The applicants argued that the proposed well would actually benefit the drought-ridden Edwards Aquifer. The well would be drilled into a part of the Middle Trinity Aquifer (which is adjacent to the Edwards also under the district’s jurisdiction), relieving pumping from the Edwards Aquifer – the Ridgewood Village Water System, which draws from the Edwards, currently serves the property. According to hydrology surveys provided by David and Peese’s consultant, the area where they intended to drill is a self-contained pocket ensconced by a fault, so no other well users would be affected.

 

“If we were going to hurt the environment, I wouldn’t be interested in (the well) at all,” David said.

 

The applicants also argued that the project could provide the district with information about a little known portion of the Trinity Aquifer at their expense.

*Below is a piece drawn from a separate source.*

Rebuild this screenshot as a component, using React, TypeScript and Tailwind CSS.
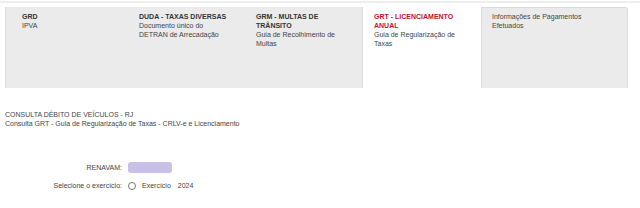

The well is estimated to cost the property owners between $55,000 and $75,000, with no guarantee that they’d hit water or find water of sufficient quality to use for irrigation.

 

The board was moved enough by the argument to grant David and Peese a permit to drill the well and pump up to 800,000 gallons a year from it.

 

“This is an opportunity to get them off the Edwards, off of good quality drinking water,” said Board Member Mary Stone, “and also to acquire data about the Trinity, so I do see some benefits long term to this project.”

 

However, the board was not convinced to allow the applicants to pump water during the drought, in essence defeating the short-term point of the project – to save a dying landscape and protect a property owner’s investment.

 

“The mission of the district is to protect and preserve the water,” said Board Member Gary Franklin. “The message we’re sending out to people is to conserve. This (project) goes against conservation.”